ユーザーにとって違和感のない購入体験を提供することが、リピーターやファンの獲得につながります。
集客チャネルとしてSNSや検索対策を活用する
越境ECを始めたものの、「どうやって集客すればいいのか分からない」と悩む方も少なくありません。そんなときに活用したいのが、SNSや検索エンジンを通じた集客施策です。たとえば、InstagramやTikTokなどでターゲット国のユーザーに向けて商品紹介を投稿すれば、興味を引きやすくなります。
さらに、Googleなどで上位表示されるようにSEO対策を施した商品ページを用意しておけば、検索結果からのアクセスも見込めるでしょう。
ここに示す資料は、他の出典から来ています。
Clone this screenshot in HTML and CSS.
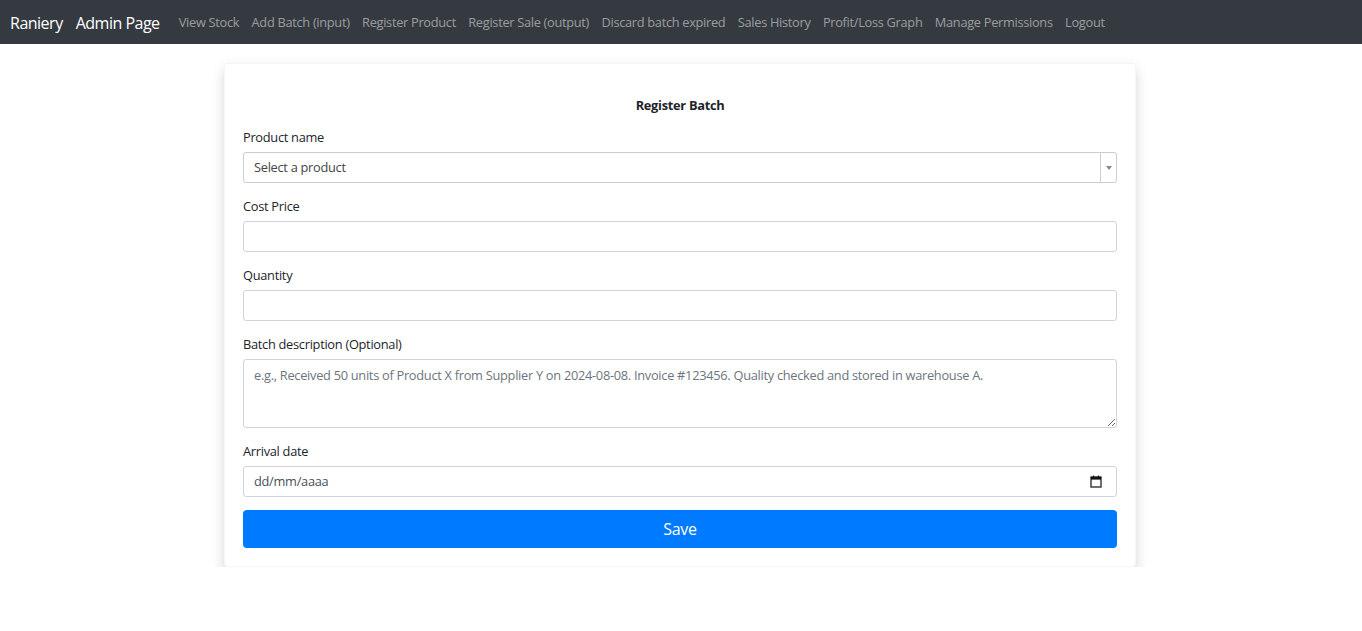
FILE: index.html
```html
<!DOCTYPE html>
<html lang="en">
<head>
<meta charset="utf-8">
<title>Register Batch</title>
<link rel="stylesheet" href="styles.css">
</head>
<body>
<nav class="navbar">
  <a class="brand" href="#">Raniery</a>
  <a class="brand" href="#">Admin Page</a>
  <ul class="nav">
    <li><a href="#">View Stock</a></li>
    <li><a href="#">Add Batch (input)</a></li>
    <li><a href="#">Register Product</a></li>
    <li><a href="#">Register Sale (output)</a></li>
    <li><a href="#">Discard batch expired</a></li>
    <li><a href="#">Sales History</a></li>
    <li><a href="#">Profit/Loss Graph</a></li>
    <li><a href="#">Manage Permissions</a></li>
    <li><a href="#">Logout</a></li>
  </ul>
</nav>
<main class="container">
  <form class="card">
    <h2 class="title">Register Batch</h2>
    <div class="group">
      <label class="label">Product name</label>
      <div class="select">
        <span class="select-text">Select a product</span>
        <span class="select-arrow"><span class="tri"></span></span>
      </div>
    </div>
    <div class="group">
      <label class="label">Cost Price</label>
      <div class="input"></div>
    </div>
    <div class="group">
      <label class="label">Quantity</label>
      <div class="input"></div>
    </div>
    <div class="group">
      <label class="label">Batch description (Optional)</label>
      <textarea class="textarea" placeholder="e.g., Received 50 units of Product X from Supplier Y on 2024-08-08. Invoice #123456. Quality checked and stored in warehouse A."></textarea>
    </div>
    <div class="group">
      <label class="label">Arrival date</label>
      <div class="input date">
        <span class="date-text">dd/mm/aaaa</span>
        <svg class="cal" width="12" height="13" viewBox="0 0 12 13"><rect x="1" y="2" width="10" height="10" fill="none" stroke="#333" stroke-width="1.4"/><rect x="1" y="2" width="10" height="2.6" fill="#111"/><rect x="2.8" y="0.6" width="1.4" height="2" fill="#111"/><rect x="7.8" y="0.6" width="1.4" height="2" fill="#111"/></svg>
      </div>
    </div>
    <button type="button" class="btn">Save</button>
  </form>
</main>
</body>
</html>
```

FILE: styles.css
```css
* { box-sizing: border-box; }
html, body { margin: 0; padding: 0; }
body {
  font-family: "Open Sans", "Noto Sans", sans-serif;
  font-size: 12.8px;
  letter-spacing: -0.28px;
  line-height: 1.5;
  color: #212529;
  background: #fff;
}
.navbar {
  height: 44px;
  background: #343a40;
  display: flex;
  align-items: center;
  padding: 1px 10px 0;
}
.brand {
  color: #fff;
  text-decoration: none;
  font-size: 16px;
  letter-spacing: -0.5px;
  margin-right: 13px;
}
.nav {
  list-style: none;
  margin: 0;
  padding: 0;
  display: flex;
}
.nav a {
  display: block;
  padding: 0 6.2px;
  color: rgba(255,255,255,.5);
  text-decoration: none;
  font-size: 12.8px;
  letter-spacing: -0.3px;
}
.container {
  width: 912px;
  margin: 19px 0 0 224px;
}
.card {
  display: flex;
  flex-direction: column;
  background: #fff;
  border: 1px solid rgba(0,0,0,.04);
  border-radius: 4px;
  box-shadow: 0 6px 13px rgba(0,0,0,.17);
  padding: 19px 18px 18px;
}
.title {
  margin: 13px 0 12px;
  text-align: center;
  font-size: 12.8px;
  font-weight: 700;
  line-height: 19px;
}
.group {
  display: flex;
  flex-direction: column;
  margin-bottom: 13px;
}
.label {
  line-height: 19px;
  padding-top: 1px;
  margin-bottom: 5px;
}
.input, .select {
  height: 31px;
  border: 1px solid #ced4da;
  border-radius: 3px;
  background: #fff;
}
.select {
  display: flex;
  align-items: center;
  border-color: #c9cdd4;
}
.select-text {
  flex: 1;
  padding: 1px 0 0 10px;
  color: #444;
}
.select-arrow {
  width: 16px;
  height: 100%;
  border-left: 1px solid #c9cdd4;
  display: flex;
  align-items: center;
  justify-content: center;
}
.tri {
  width: 0;
  height: 0;
  border-left: 3px solid transparent;
  border-right: 3px solid transparent;
  border-top: 4px solid #888;
}
.textarea {
  display: block;
  width: 100%;
  height: 69px;
  border: 1px solid #ced4da;
  border-radius: 3px;
  padding: 6px 10px 5px;
  font: inherit;
  letter-spacing: inherit;
  line-height: 1.5;
  color: #495057;
  resize: vertical;
}
.textarea::placeholder { color: #6c757d; }
.date {
  display: flex;
  align-items: center;
  padding: 0 14px 0 10px;
}
.date-text {
  flex: 1;
  padding-top: 1px;
  color: #495057;
}
.btn {
  height: 38px;
  border: none;
  border-radius: 4px;
  background: #007bff;
  color: #fff;
  font-family: inherit;
  font-size: 16px;
  letter-spacing: -0.3px;
  padding-top: 1px;
  cursor: pointer;
}
```
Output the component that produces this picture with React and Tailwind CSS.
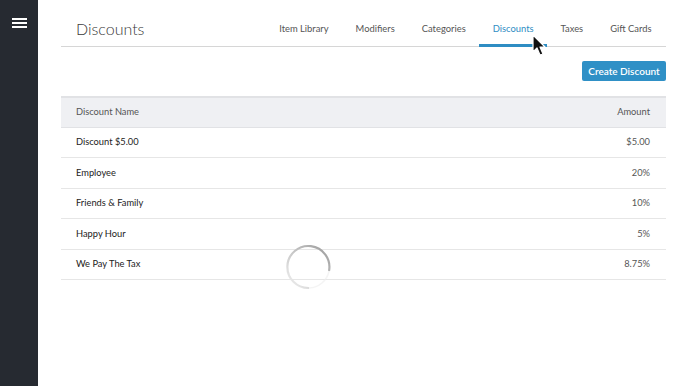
const tabs = ["Item Library", "Modifiers", "Categories", "Discounts", "Taxes", "Gift Cards"];

const discounts = [
  { name: "Discount $5.00", amount: "$5.00" },
  { name: "Employee", amount: "20%" },
  { name: "Friends & Family", amount: "10%" },
  { name: "Happy Hour", amount: "5%" },
  { name: "We Pay The Tax", amount: "8.75%" },
];

const Spinner = () => (
  <svg width="48" height="48" viewBox="0 0 48 48" className="absolute left-[285px] top-[243px]">
    <defs>
      <linearGradient id="spin" x1="1" y1="0" x2="0" y2="1">
        <stop offset="0" stopColor="#9a9a9a" />
        <stop offset="1" stopColor="#f2f2f2" />
      </linearGradient>
    </defs>
    <path d="M44 28 A21 21 0 1 0 24 45" fill="none" stroke="url(#spin)" strokeWidth="2.2" />
    <path d="M24 45 A21 21 0 0 0 44 28" fill="none" stroke="#ececec" strokeWidth="1.5" opacity="0.6" />
  </svg>
);

const Cursor = () => (
  <svg width="16" height="24" viewBox="0 0 16 24" className="absolute left-[532px] top-[34px]">
    <path d="M1 1 L1 18 L5 14 L8 21 L11 20 L8 13 L13 13 Z" fill="#111" stroke="#fff" strokeWidth="1.2" strokeLinejoin="round" />
  </svg>
);

export default function App() {
  return (
    <div className="relative flex h-[386px] w-[686px] overflow-hidden bg-white font-['Lato',sans-serif]">
      <aside className="flex w-[38px] shrink-0 justify-center bg-[#262a31] pt-[18px]">
        <div className="flex h-[10px] w-[15px] flex-col justify-between">
          <span className="h-[2px] bg-white" />
          <span className="h-[2px] bg-white" />
          <span className="h-[2px] bg-white" />
        </div>
      </aside>

      <main className="ml-[23px] w-[605px]">
        <header className="flex h-[47px] items-end justify-between border-b border-[#d6d6d6]">
          <h1 className="pb-[5px] pl-[15px] text-[16px] font-light text-[#3a3a3a]">Discounts</h1>
          <nav className="flex pr-[1px]">
            {tabs.map((tab) => (
              <div
                key={tab}
                className={
                  tab === "Discounts"
                    ? "-mb-px border-b-[3px] border-[#2e8dc3] px-[13.5px] pb-[8px] text-[9.4px] text-[#2e8dc3]"
                    : "px-[13.5px] pb-[10px] text-[9.4px] text-[#555]"
                }
              >
                {tab}
              </div>
            ))}
          </nav>
        </header>

        <div className="flex justify-end pt-[14px]">
          <button
            type="button"
            className="h-[20px] w-[84px] rounded-[2px] bg-[#2f90c6] text-[10px] font-semibold text-white"
          >
            Create Discount
          </button>
        </div>

        <table className="mt-[15px] w-full border-collapse text-[9.3px]">
          <thead>
            <tr className="h-[30px] border-t-2 border-b border-[#e1e2e5] bg-[#eff0f3] text-[#555]">
              <th className="pl-[15px] text-left font-normal">Discount Name</th>
              <th className="pr-[16px] text-right font-normal">Amount</th>
            </tr>
          </thead>
          <tbody>
            {discounts.map((d) => (
              <tr key={d.name} className="h-[30.5px] border-b border-[#e6e6e6]">
                <td className="pl-[15px] text-[#222]">{d.name}</td>
                <td className="pr-[16px] text-right text-[#555]">{d.amount}</td>
              </tr>
            ))}
          </tbody>
        </table>
      </main>

      <Spinner />
      <Cursor />
    </div>
  );
}
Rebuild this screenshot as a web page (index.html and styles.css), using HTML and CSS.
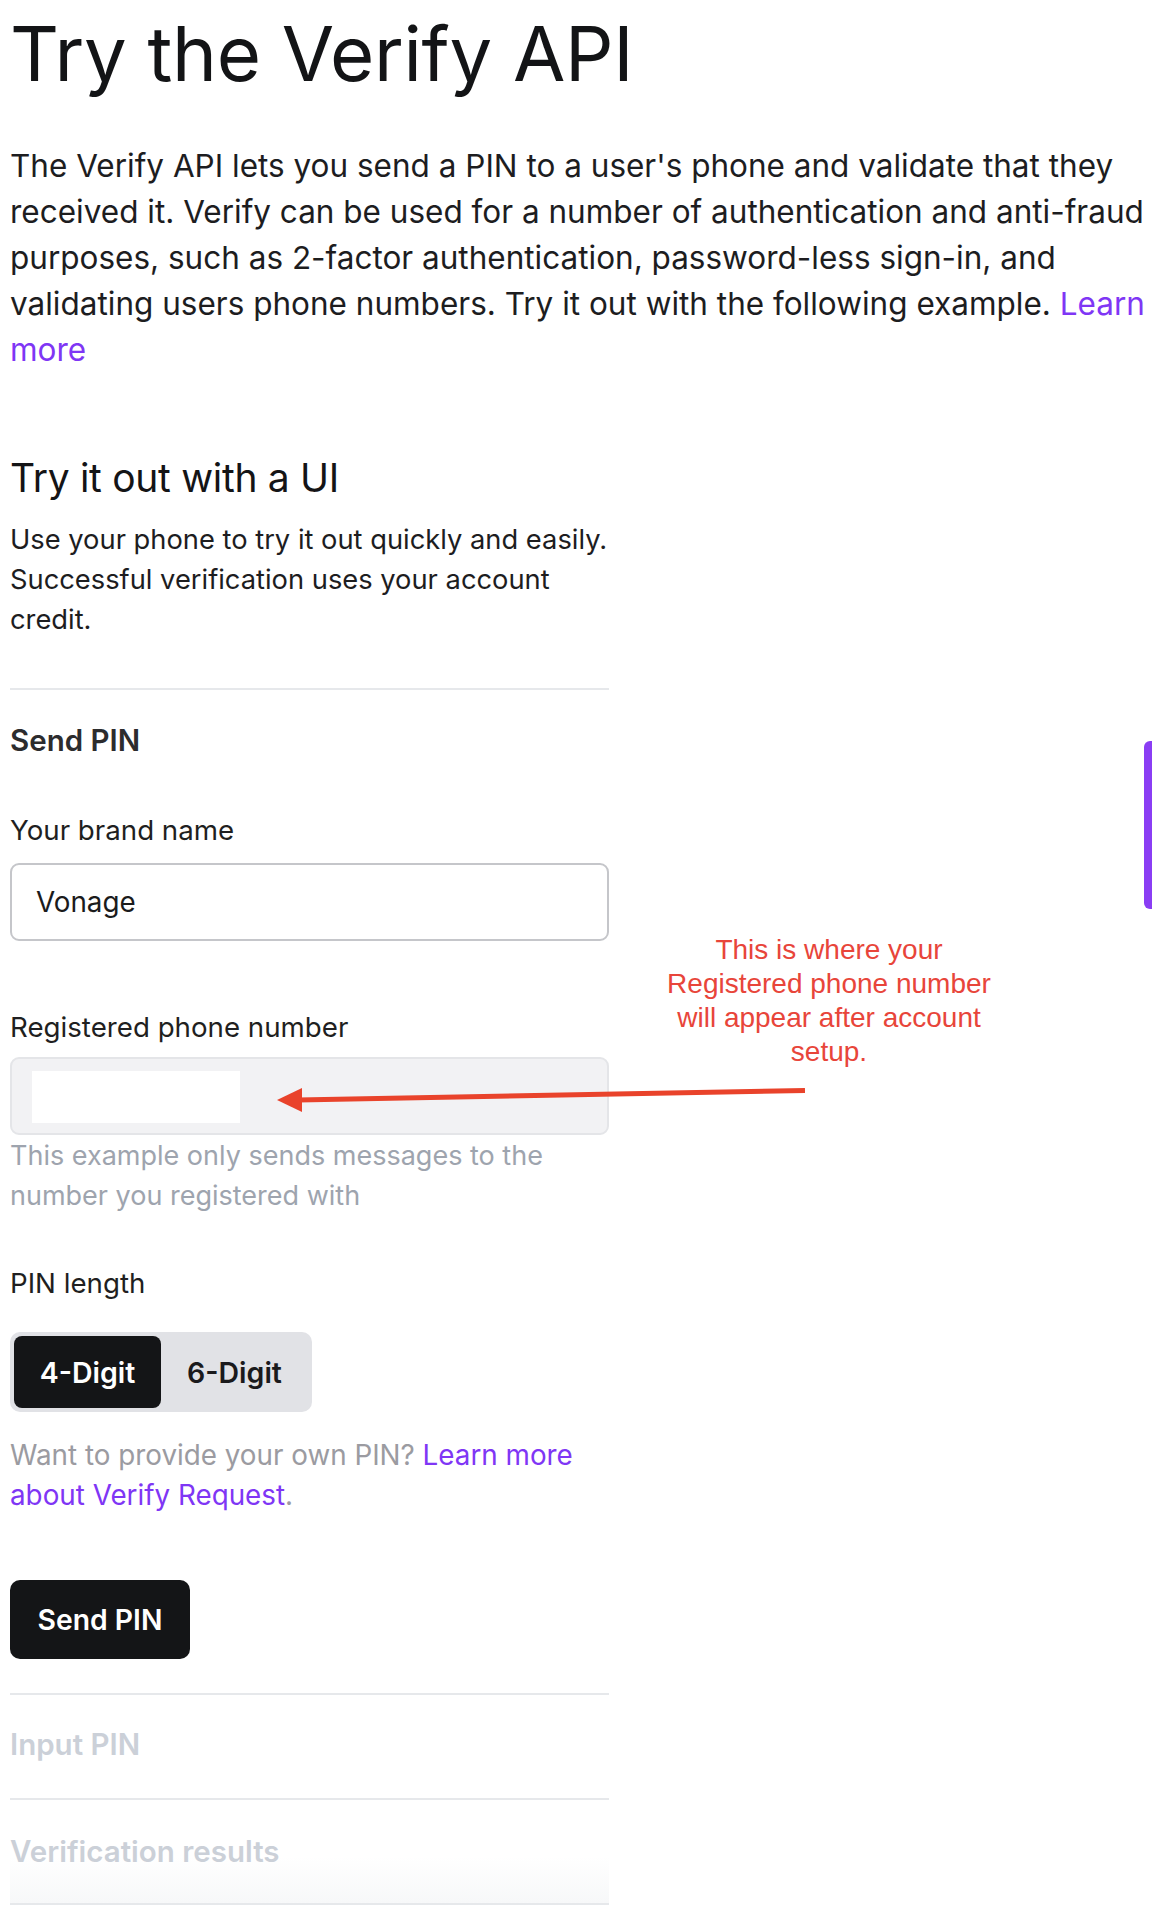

これらの施策を組み合わせて継続的に実施することで、海外の見込み客との接点が増え、ブランドの認知度や売上拡大につながります。
初期段階では費用をかけずに始められる点も、個人にとっては大きなメリットといえます。
外注やツールを活用して効率よく運営する
越境ECでは、商品の登録、発送、カスタマー対応、サイト運営など、多岐にわたる業務が発生します。これらすべてを一人で対応しようとすると、時間や労力が不足し、ミスや機会損失につながるおそれがあります。そこで検討したいのが、外注や業務支援ツールの活用です。
たとえば、物流は越境ECに対応した代行サービスに任せれば、在庫管理や国際発送の負担を大きく軽減できます。さらに、翻訳や決済、集客といった業務も、それぞれ専用のツールやクラウドサービスを導入することで効率化が図れます。すべてを自力でこなすのではなく、得意な作業に専念し、専門性が求められる部分はプロに任せるという姿勢が大切です。
副業やスモールスタートで越境ECを始める個人にとって、無理のない運営体制を構築することが成功への近道となります。
越境ECを個人で始める場合でも、スムーズな運営や海外展開の成功には、専門的なサポートが有効です。実績のあるコンサルティング会社を活用することで、戦略立案から販路拡大まで一貫した支援が受けられます。
まとめ:成功のポイントを押さえて、個人で越境ECに挑戦しよう
越境ECは、個人でもグローバルなビジネスに挑戦できる時代に突入しました。成功を目指すには、市場や商材のリサーチ、販売方法の選定に加え、文化や法律の理解、物流や決済体制の構築といった各プロセスを着実に進めることが重要です。特に初心者にとっては、スモールスタートや外部リソースの活用が心強い支えとなるはずです。
今回紹介したポイントを押さえておけば、越境ECは決して手の届かないものではありません。まずは関心のある国や商品に目を向け、リサーチから始めてみてはいかがでしょうか。最初の一歩が、新たな可能性を広げる契機となるでしょう。